### Collected material:
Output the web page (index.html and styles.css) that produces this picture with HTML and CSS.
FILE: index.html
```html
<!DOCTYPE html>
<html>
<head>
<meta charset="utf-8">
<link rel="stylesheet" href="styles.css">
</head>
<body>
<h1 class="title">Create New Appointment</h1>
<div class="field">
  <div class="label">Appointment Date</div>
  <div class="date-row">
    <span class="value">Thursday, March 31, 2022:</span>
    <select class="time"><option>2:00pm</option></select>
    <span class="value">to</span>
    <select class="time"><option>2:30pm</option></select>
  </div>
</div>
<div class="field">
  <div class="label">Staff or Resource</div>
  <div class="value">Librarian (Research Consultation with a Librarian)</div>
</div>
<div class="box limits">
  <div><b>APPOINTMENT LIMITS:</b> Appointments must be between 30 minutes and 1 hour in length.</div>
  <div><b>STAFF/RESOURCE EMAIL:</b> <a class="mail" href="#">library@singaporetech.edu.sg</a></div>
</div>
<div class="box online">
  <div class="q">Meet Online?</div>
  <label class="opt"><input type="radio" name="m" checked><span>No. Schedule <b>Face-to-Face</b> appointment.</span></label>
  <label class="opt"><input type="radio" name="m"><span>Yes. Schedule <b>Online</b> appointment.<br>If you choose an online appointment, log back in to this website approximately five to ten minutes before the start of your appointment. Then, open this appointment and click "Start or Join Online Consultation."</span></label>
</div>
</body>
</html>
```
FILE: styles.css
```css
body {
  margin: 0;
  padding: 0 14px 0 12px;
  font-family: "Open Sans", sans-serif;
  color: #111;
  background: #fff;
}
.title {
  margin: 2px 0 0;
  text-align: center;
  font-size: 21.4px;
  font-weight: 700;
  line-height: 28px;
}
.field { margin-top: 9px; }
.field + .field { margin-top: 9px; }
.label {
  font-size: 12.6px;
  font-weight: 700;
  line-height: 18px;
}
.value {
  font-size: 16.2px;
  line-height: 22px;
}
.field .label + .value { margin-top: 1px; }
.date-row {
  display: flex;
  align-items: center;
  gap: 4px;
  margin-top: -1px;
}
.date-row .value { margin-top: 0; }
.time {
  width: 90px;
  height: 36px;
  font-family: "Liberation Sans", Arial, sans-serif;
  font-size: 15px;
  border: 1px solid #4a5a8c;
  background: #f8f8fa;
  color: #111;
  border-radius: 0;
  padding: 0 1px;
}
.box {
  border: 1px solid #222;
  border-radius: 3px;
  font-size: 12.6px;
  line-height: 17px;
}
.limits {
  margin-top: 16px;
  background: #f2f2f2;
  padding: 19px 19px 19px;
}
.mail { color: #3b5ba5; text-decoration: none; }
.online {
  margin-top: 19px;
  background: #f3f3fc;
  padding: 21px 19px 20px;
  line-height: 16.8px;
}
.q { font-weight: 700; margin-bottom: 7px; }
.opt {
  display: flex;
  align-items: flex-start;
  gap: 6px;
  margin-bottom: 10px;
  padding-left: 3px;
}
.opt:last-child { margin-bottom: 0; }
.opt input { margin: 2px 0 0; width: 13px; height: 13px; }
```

### Problem to solve:
Repeat the material above exactly.

### Expected answer:
Output the web page (index.html and styles.css) that produces this picture with HTML and CSS.
FILE: index.html
```html
<!DOCTYPE html>
<html>
<head>
<meta charset="utf-8">
<link rel="stylesheet" href="styles.css">
</head>
<body>
<h1 class="title">Create New Appointment</h1>
<div class="field">
  <div class="label">Appointment Date</div>
  <div class="date-row">
    <span class="value">Thursday, March 31, 2022:</span>
    <select class="time"><option>2:00pm</option></select>
    <span class="value">to</span>
    <select class="time"><option>2:30pm</option></select>
  </div>
</div>
<div class="field">
  <div class="label">Staff or Resource</div>
  <div class="value">Librarian (Research Consultation with a Librarian)</div>
</div>
<div class="box limits">
  <div><b>APPOINTMENT LIMITS:</b> Appointments must be between 30 minutes and 1 hour in length.</div>
  <div><b>STAFF/RESOURCE EMAIL:</b> <a class="mail" href="#">library@singaporetech.edu.sg</a></div>
</div>
<div class="box online">
  <div class="q">Meet Online?</div>
  <label class="opt"><input type="radio" name="m" checked><span>No. Schedule <b>Face-to-Face</b> appointment.</span></label>
  <label class="opt"><input type="radio" name="m"><span>Yes. Schedule <b>Online</b> appointment.<br>If you choose an online appointment, log back in to this website approximately five to ten minutes before the start of your appointment. Then, open this appointment and click "Start or Join Online Consultation."</span></label>
</div>
</body>
</html>
```
FILE: styles.css
```css
body {
  margin: 0;
  padding: 0 14px 0 12px;
  font-family: "Open Sans", sans-serif;
  color: #111;
  background: #fff;
}
.title {
  margin: 2px 0 0;
  text-align: center;
  font-size: 21.4px;
  font-weight: 700;
  line-height: 28px;
}
.field { margin-top: 9px; }
.field + .field { margin-top: 9px; }
.label {
  font-size: 12.6px;
  font-weight: 700;
  line-height: 18px;
}
.value {
  font-size: 16.2px;
  line-height: 22px;
}
.field .label + .value { margin-top: 1px; }
.date-row {
  display: flex;
  align-items: center;
  gap: 4px;
  margin-top: -1px;
}
.date-row .value { margin-top: 0; }
.time {
  width: 90px;
  height: 36px;
  font-family: "Liberation Sans", Arial, sans-serif;
  font-size: 15px;
  border: 1px solid #4a5a8c;
  background: #f8f8fa;
  color: #111;
  border-radius: 0;
  padding: 0 1px;
}
.box {
  border: 1px solid #222;
  border-radius: 3px;
  font-size: 12.6px;
  line-height: 17px;
}
.limits {
  margin-top: 16px;
  background: #f2f2f2;
  padding: 19px 19px 19px;
}
.mail { color: #3b5ba5; text-decoration: none; }
.online {
  margin-top: 19px;
  background: #f3f3fc;
  padding: 21px 19px 20px;
  line-height: 16.8px;
}
.q { font-weight: 700; margin-bottom: 7px; }
.opt {
  display: flex;
  align-items: flex-start;
  gap: 6px;
  margin-bottom: 10px;
  padding-left: 3px;
}
.opt:last-child { margin-bottom: 0; }
.opt input { margin: 2px 0 0; width: 13px; height: 13px; }
```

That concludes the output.